Holding — Schettino, J.
- The court held that there was a valid oral contract between the decedent and the plaintiffs and that specific performance was an appropriate remedy, thus reversing and remanding for further proceedings.
Rule
- Oral contracts to dispose of property by bequest may be enforced by specific performance when the contract is proven and the claimant has performed, and the statute of frauds does not bar relief where equity demands enforcement due to the nature and extent of the performance.
Reasoning
- The court rejected the Appellate Division’s conclusion that the contract was unenforceable under the statute of frauds, explaining that a contract to dispose of property by bequest could be enforced when the performance had taken place and would be inequitable to deny relief.
- It explained that the decedent intended to obligate herself to bequeath the property to the plaintiffs so long as they continued their services, and that the execution of a will was evidence of her intent to carry out the bargain.
- The court recognized that performance need not be the sole inducement for acceptance of the offer in unilateral contracts, citing Restatement guidance and New Jersey precedent allowing that performance can occur as acceptance.
- It noted that the statements by Richard and Frances that they would have served regardless did not negate the existence of the contract, as such expressions are common in close family-like relationships and do not show a lack of mutual assent.
- The opinion cited prior cases supporting the idea that a contract could be formed by the promise and the subsequent acts, and that the statute of frauds should not be used to perpetrate a fraud where one party has performed.
- Although the court acknowledged that the remedy of specific performance requires more than mere full performance, it found the services rendered—caring, companionship, and personal support—were of such personal and exceptional character that monetary valuation would be difficult or impossible.
- The court concluded that equity favored enforcing the bargain by specific performance because the decedent had received the full benefit of the agreement and there was no reason to penalize the plaintiffs for their willingness to serve.
- The decision emphasized that the record at the motion stage had to be viewed in the light most favorable to the plaintiffs, and it reversed the judgment to allow further proceedings not inconsistent with the opinion, including the possibility of enforcing the contract through specific performance.

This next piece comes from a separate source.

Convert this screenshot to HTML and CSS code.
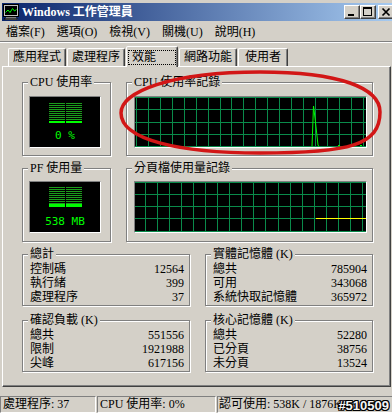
FILE: index.html
```html
<!DOCTYPE html>
<html lang="zh-Hant">
<head>
<meta charset="utf-8">
<title>Windows 工作管理員</title>
<link rel="stylesheet" href="styles.css">
</head>
<body>
<div class="titlebar">
  <svg class="app-icon" viewBox="0 0 16 16" width="16" height="16">
    <rect x="0.5" y="0.5" width="15" height="12" fill="#c0c0c0" stroke="#000"/>
    <rect x="2" y="2" width="12" height="9" fill="#000"/>
    <polyline points="2.5,8.5 5,6 7,8.5 9.5,4.5 11.5,7 13.5,5.5" fill="none" stroke="#00ff00"/>
    <rect x="3" y="13" width="10" height="3" fill="#808080"/>
    <rect x="1.5" y="14.5" width="13" height="1" fill="#c0c0c0" stroke="#000" stroke-width="0.6"/>
  </svg>
  <span class="title">Windows 工作管理員</span>
  <div class="caption">
    <span class="cbtn"><svg width="14" height="12" viewBox="0 0 14 12"><rect x="3" y="8" width="6" height="2" fill="#000"/></svg></span>
    <span class="cbtn"><svg width="14" height="12" viewBox="0 0 14 12"><path d="M2 1h9v9h-9z M3 3v6h7v-6z" fill="#000" fill-rule="evenodd"/></svg></span>
    <span class="cbtn cbtn-close"><svg width="14" height="12" viewBox="0 0 14 12"><path d="M3.5 2.5L10.5 9.5M10.5 2.5L3.5 9.5" stroke="#000" stroke-width="1.7" fill="none"/></svg></span>
  </div>
</div>

<nav class="menubar">
  <span class="menu-item">檔案(F)</span>
  <span class="menu-item">選項(O)</span>
  <span class="menu-item">檢視(V)</span>
  <span class="menu-item">關機(U)</span>
  <span class="menu-item">說明(H)</span>
</nav>
<div class="menu-sep"></div>

<div class="tabs">
  <span class="tab">應用程式</span>
  <span class="tab">處理程序</span>
  <span class="tab tab-active"><span class="focus">效能</span></span>
  <span class="tab">網路功能</span>
  <span class="tab tab-user">使用者</span>
</div>

<div class="panel">
  <div class="perf-top">
    <div class="group">
      <span class="group-title">CPU 使用率</span>
      <div class="body-meter">
        <div class="meter meter-cpu">
          <div class="meter-bars">
            <div class="meter-col"><div class="meter-dim"></div><div class="meter-lit"></div></div>
            <div class="meter-col"><div class="meter-dim"></div><div class="meter-lit"></div></div>
          </div>
          <div class="meter-label">0 %</div>
        </div>
      </div>
    </div>
    <div class="group">
      <span class="group-title">CPU 使用率記錄</span>
      <div class="body-graph">
        <div class="graph">
          <svg width="231" height="50" viewBox="0 0 231 50">
            <path class="grid" d="M1.5 0V50M13.5 0V50M25.5 0V50M37.5 0V50M49.5 0V50M61.5 0V50M73.5 0V50M85.5 0V50M96.5 0V50M108.5 0V50M120.5 0V50M132.5 0V50M144.5 0V50M156.5 0V50M168.5 0V50M180.5 0V50M192.5 0V50M204.5 0V50M216.5 0V50M228.5 0V50M0 0.5H231M0 12.5H231M0 25.5H231M0 37.5H231M0 49.5H231"/>
            <polyline class="cpu-line" points="177,49.5 178.5,9 180,21 183,48 184,49.5"/>
            <path class="cpu-line" d="M203 48.5h2M225 48.5h2"/>
          </svg>
        </div>
      </div>
    </div>
    <div class="group">
      <span class="group-title">PF 使用量</span>
      <div class="body-meter body-pf">
        <div class="meter meter-pf">
          <div class="meter-bars">
            <div class="meter-col"><div class="meter-dim"></div><div class="meter-lit"></div></div>
            <div class="meter-col"><div class="meter-dim"></div><div class="meter-lit"></div></div>
          </div>
          <div class="meter-label">538 MB</div>
        </div>
      </div>
    </div>
    <div class="group">
      <span class="group-title">分頁檔使用量記錄</span>
      <div class="body-graph body-pf">
        <div class="graph">
          <svg width="231" height="50" viewBox="0 0 231 50">
            <path class="grid" d="M10.5 0V50M22.5 0V50M34.5 0V50M46.5 0V50M58.5 0V50M70.5 0V50M82.5 0V50M94.5 0V50M106.5 0V50M118.5 0V50M130.5 0V50M143.5 0V50M155.5 0V50M167.5 0V50M179.5 0V50M191.5 0V50M203.5 0V50M215.5 0V50M227.5 0V50M0 0.5H231M0 12.5H231M0 24.5H231M0 36.5H231M0 49.5H231"/>
            <path class="pf-line" d="M181 36.5H231"/>
          </svg>
        </div>
      </div>
    </div>
  </div>

  <div class="perf-bottom">
    <div class="group">
      <span class="group-title">總計</span>
      <div class="stats">
        <div class="stat"><span>控制碼</span><span>12564</span></div>
        <div class="stat"><span>執行緒</span><span>399</span></div>
        <div class="stat"><span>處理程序</span><span>37</span></div>
      </div>
    </div>
    <div class="group">
      <span class="group-title">實體記憶體 (K)</span>
      <div class="stats">
        <div class="stat"><span>總共</span><span>785904</span></div>
        <div class="stat"><span>可用</span><span>343068</span></div>
        <div class="stat"><span>系統快取記憶體</span><span>365972</span></div>
      </div>
    </div>
    <div class="group">
      <span class="group-title">確認負載 (K)</span>
      <div class="stats">
        <div class="stat"><span>總共</span><span>551556</span></div>
        <div class="stat"><span>限制</span><span>1921988</span></div>
        <div class="stat"><span>尖峰</span><span>617156</span></div>
      </div>
    </div>
    <div class="group">
      <span class="group-title">核心記憶體 (K)</span>
      <div class="stats">
        <div class="stat"><span>總共</span><span>52280</span></div>
        <div class="stat"><span>已分頁</span><span>38756</span></div>
        <div class="stat"><span>未分頁</span><span>13524</span></div>
      </div>
    </div>
  </div>
</div>

<div class="statusbar">
  <span class="sb-cell sb-proc">處理程序: 37</span>
  <span class="sb-cell sb-cpu">CPU 使用率: 0%</span>
  <span class="sb-cell sb-commit">認可使用: 538K / 1876K</span>
  <span class="watermark">#510509</span>
</div>

<svg class="annotation" width="392" height="413" viewBox="0 0 392 413">
  <path d="M121 113 C121 92 170 72 260 72 C340 72 380 88 380 112 C380 145 350 153 260 153 C180 153 121 140 121 113 Z" fill="none" stroke="#d21616" stroke-width="3.5"/>
</svg>
</body>
</html>
```

FILE: styles.css
```css
* { box-sizing: border-box; }

html, body { margin: 0; padding: 0; }

body {
  position: relative;
  width: 392px;
  height: 413px;
  overflow: hidden;
  background: #d4d0c8;
  color: #000;
  font-family: "Liberation Serif", "Noto Sans CJK TC", serif;
  font-size: 12px;
  line-height: 14px;
}

/* title bar */
.titlebar {
  display: flex;
  align-items: center;
  height: 18px;
  margin: 3px 0 0 2px;
  background: linear-gradient(to right, #0a246a, #a6caf0);
  overflow: hidden;
}
.app-icon { flex: none; width: 16px; height: 16px; margin: 0 3px 0 1px; }
.title {
  flex: 1;
  color: #fff;
  font-weight: bold;
  white-space: nowrap;
}
.caption { display: flex; align-items: center; margin-right: -2px; }
.cbtn {
  display: block;
  width: 16px;
  height: 14px;
  background: #d4d0c8;
  border: 1px solid;
  border-color: #fff #404040 #404040 #fff;
  box-shadow: inset -1px -1px 0 #808080;
}
.cbtn svg { display: block; }
.cbtn-close { margin-left: 2px; }

/* menu */
.menubar { display: flex; height: 20px; padding-top: 2px; line-height: 18px; }
.menu-item { padding: 0 6px; white-space: nowrap; }
.menu-sep { height: 2px; border-top: 1px solid #808080; border-bottom: 1px solid #fff; }

/* tabs */
.tabs { display: flex; align-items: flex-end; height: 23px; padding-left: 8px; }
.tab {
  height: 18px;
  padding: 1px 4px 2px;
  margin-right: 1px;
  border: 1px solid;
  border-bottom: 0;
  border-color: #fff #404040 transparent #fff;
  border-radius: 2px 2px 0 0;
  box-shadow: inset -1px 0 0 #808080;
  white-space: nowrap;
}
.tab-user { padding-left: 6px; padding-right: 6px; }
.tab-active {
  position: relative;
  z-index: 1;
  height: 21px;
  padding: 3px 1px 2px;
  margin-bottom: -1px;
  background: #d4d0c8;
}
.focus {
  display: block;
  height: 15px;
  line-height: 13px;
  padding: 0 19px 0 3px;
  border: 1px dotted #000;
}

/* panel */
.panel {
  width: 389px;
  height: 321px;
  margin-left: 2px;
  padding: 15px 16px 0 19px;
  border: 1px solid;
  border-color: #fff #404040 #404040 #fff;
  box-shadow: inset -1px -1px 0 #808080;
}
.perf-top {
  display: grid;
  grid-template-columns: 89px 247px;
  column-gap: 15px;
  row-gap: 12px;
}
.perf-bottom {
  display: grid;
  grid-template-columns: 168px 168px;
  column-gap: 15px;
  row-gap: 14px;
  margin-top: 12px;
}

.group {
  display: flex;
  flex-direction: column;
  border: 1px solid #808080;
  box-shadow: 1px 1px 0 #fff, inset 1px 1px 0 #fff;
}
.group-title {
  align-self: flex-start;
  margin: -8px 0 0 5px;
  padding: 0 2px;
  background: #d4d0c8;
  white-space: nowrap;
}

.body-meter { padding: 7px 9px 7px 6px; }
.body-graph { padding: 7px 5px 7px 7px; }
.body-pf { padding-top: 6px; padding-bottom: 8px; }

.meter {
  display: flex;
  flex-direction: column;
  align-items: center;
  width: 72px;
  height: 52px;
  background: #000;
  border: 1px solid;
  border-color: #808080 #fff #fff #808080;
}
.meter-bars { display: flex; gap: 1px; margin-top: 6px; }
.meter-col { display: flex; flex-direction: column; width: 16px; }
.meter-dim {
  height: 18px;
  background: repeating-linear-gradient(to bottom, #1c9c1c 0 1px, #000 1px 2px);
}
.meter-lit { height: 2px; background: #00ff00; }
.meter-label {
  margin-top: 6px;
  color: #00ff00;
  font-family: "DejaVu Sans Mono", monospace;
  font-size: 11px;
  line-height: 14px;
  white-space: nowrap;
}
.meter-pf .meter-bars { margin-top: 5px; }
.meter-pf .meter-dim { height: 17px; }
.meter-pf .meter-lit { height: 3px; }
.meter-pf .meter-label { margin-top: 8px; }

.graph {
  width: 233px;
  height: 52px;
  background: #000;
  border: 1px solid;
  border-color: #808080 #fff #fff #808080;
}
.graph svg { display: block; }
.grid { stroke: #0a8a4a; stroke-width: 1; fill: none; }
.cpu-line { stroke: #00ff00; stroke-width: 1; fill: none; }
.pf-line { stroke: #ffff00; stroke-width: 1; fill: none; }

.stats { padding: 1px 5px 1px 7px; }
.stat { display: flex; justify-content: space-between; white-space: nowrap; }

/* status bar */
.statusbar {
  position: relative;
  display: flex;
  gap: 1px;
  height: 17px;
  margin-top: 9px;
}
.sb-cell {
  border: 1px solid;
  border-color: #808080 #fff #fff #808080;
  line-height: 15px;
  padding: 0 2px;
  white-space: nowrap;
  overflow: hidden;
}
.sb-proc { width: 96px; }
.sb-cpu { width: 119px; }
.sb-commit { flex: 1; padding-left: 1px; margin-right: -2px; }
.watermark {
  position: absolute;
  right: 3px;
  top: 1px;
  color: #f4f4f4;
  font-family: "Liberation Sans", sans-serif;
  font-weight: bold;
  font-size: 13px;
  line-height: 17px;
  text-shadow: 1px 0 #000, -1px 0 #000, 0 1px #000, 0 -1px #000, 1px 1px #000, -1px -1px #000, 1px -1px #000, -1px 1px #000;
}

.annotation {
  position: absolute;
  left: 0;
  top: 0;
  pointer-events: none;
}
```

Deep Dive: How the Court Reached Its Decision
Existence of an Oral Contract
The court determined that an oral contract existed between Edyth Klockner and the plaintiffs, Richard and Frances Klockner. The evidence demonstrated that Edyth intended to compensate Richard and Frances for their services by bequeathing her estate to them. Edyth's discussions with her attorney, Mr. Green, about drafting a will in favor of the plaintiffs further indicated her intent to fulfill this promise. The plaintiffs' testimonies revealed that Edyth specifically asked Richard to continue looking after her and for Frances to visit her, in exchange for which she promised to leave the real property to Richard and the rest of the estate to Frances. The court found that this constituted a clear offer by Edyth, which the plaintiffs accepted through their actions and continued services.
Intent and Performance
The court examined the actions and intentions of both Edyth and the plaintiffs to determine the validity of the contract. Although Richard and Frances stated they would have assisted Edyth regardless of any promise, their actions were consistent with accepting Edyth's offer. The court emphasized the importance of intent in contract formation, noting that the plaintiffs' continued services, after Edyth's promise, demonstrated their acceptance of the offer. Furthermore, Edyth's preparation of draft wills, although unexecuted due to her superstition, served as strong evidence of her intent to carry out the agreement. The court concluded that the plaintiffs' performance of services, motivated in part by Edyth's promise, solidified the existence of a contractual obligation.
Statute of Frauds and Part Performance
The court addressed the issue of whether the statute of frauds barred enforcement of the oral contract. Generally, the statute of frauds requires certain contracts to be in writing to be enforceable, including those related to the bequeathing of property. However, the court noted that part performance of a contract could remove it from the statute's requirements, particularly when one party has fully performed their obligations. In this case, Richard and Frances had fully performed their end of the bargain by providing exceptional and personal services to Edyth. The court ruled that their performance was sufficient to take the contract out of the statute of frauds, as denying enforcement would result in an inequity against the plaintiffs, who had fulfilled their part of the agreement.
Nature of Services and Specific Performance
The court considered the nature of the services provided by the plaintiffs to determine the appropriate remedy. The services were of an exceptional and personal nature, including companionship, care, and support, which could not be easily quantified or compensated through ordinary pecuniary measures. The court highlighted that these services provided significant emotional and practical value to Edyth, akin to those expected from close family members. Given the unique nature of the services and Edyth's clear promise to compensate the plaintiffs by bequeathing her estate, the court found specific performance to be an appropriate remedy. By enforcing the contract, the court aimed to honor Edyth's intentions and prevent an unjust outcome for the plaintiffs, who had fulfilled their obligations.
Precedent and Legal Principles
The court relied on legal precedents and principles to support its decision. It referenced previous cases where oral agreements to bequeath property in exchange for services were upheld, such as Davison v. Davison and Johnson v. Hubbell. These cases established that oral contracts could be enforceable when supported by evidence of part performance and the unique nature of services rendered. The court also applied the principles outlined in the Restatement of Contracts, which acknowledged that consideration for a unilateral contract need not be the sole motivation for performance, as long as the act was intended as acceptance of an offer. By applying these precedents and principles, the court reinforced its conclusion that the oral contract between Edyth and the plaintiffs was valid and enforceable.